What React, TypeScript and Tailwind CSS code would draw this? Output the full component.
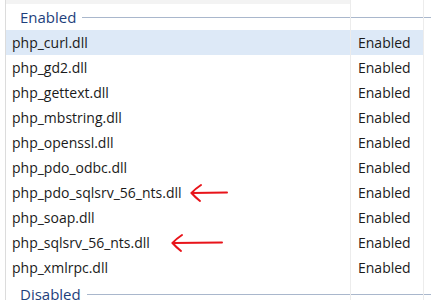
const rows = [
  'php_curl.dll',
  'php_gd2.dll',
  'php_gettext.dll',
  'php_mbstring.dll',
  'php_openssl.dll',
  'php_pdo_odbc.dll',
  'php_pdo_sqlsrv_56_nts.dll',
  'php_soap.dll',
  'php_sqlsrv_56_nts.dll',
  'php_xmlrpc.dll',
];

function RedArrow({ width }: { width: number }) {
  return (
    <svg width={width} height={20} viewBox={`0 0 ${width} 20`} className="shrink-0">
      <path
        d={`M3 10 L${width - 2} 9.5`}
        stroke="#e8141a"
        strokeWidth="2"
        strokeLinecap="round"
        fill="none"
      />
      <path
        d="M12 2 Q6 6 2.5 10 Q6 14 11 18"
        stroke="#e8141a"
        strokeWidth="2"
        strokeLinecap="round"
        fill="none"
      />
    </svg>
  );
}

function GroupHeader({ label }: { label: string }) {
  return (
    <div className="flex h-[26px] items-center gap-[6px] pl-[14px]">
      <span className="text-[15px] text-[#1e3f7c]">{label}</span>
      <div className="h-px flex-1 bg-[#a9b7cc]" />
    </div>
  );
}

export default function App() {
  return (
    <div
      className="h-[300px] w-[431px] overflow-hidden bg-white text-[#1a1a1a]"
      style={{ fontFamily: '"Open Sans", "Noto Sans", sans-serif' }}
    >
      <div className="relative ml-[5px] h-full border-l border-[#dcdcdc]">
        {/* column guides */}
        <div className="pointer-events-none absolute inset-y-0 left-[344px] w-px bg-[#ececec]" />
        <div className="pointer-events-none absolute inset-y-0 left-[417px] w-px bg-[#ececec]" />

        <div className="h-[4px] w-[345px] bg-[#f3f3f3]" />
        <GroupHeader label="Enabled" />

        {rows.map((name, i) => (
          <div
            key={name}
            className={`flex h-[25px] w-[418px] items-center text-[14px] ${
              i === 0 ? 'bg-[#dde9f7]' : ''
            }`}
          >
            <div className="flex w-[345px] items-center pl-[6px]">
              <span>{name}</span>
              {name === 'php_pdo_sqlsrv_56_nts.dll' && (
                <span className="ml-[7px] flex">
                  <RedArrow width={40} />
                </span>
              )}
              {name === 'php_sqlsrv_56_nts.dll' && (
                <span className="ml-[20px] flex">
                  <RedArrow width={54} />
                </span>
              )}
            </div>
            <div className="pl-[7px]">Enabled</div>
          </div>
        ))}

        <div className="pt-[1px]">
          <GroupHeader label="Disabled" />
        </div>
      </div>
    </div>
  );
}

Exercise description.
Identify and extract each line of the listing that contains "full".

Task response.
What React, TypeScript and Tailwind CSS code would draw this? Output the full component.
      <div className="relative ml-[5px] h-full border-l border-[#dcdcdc]">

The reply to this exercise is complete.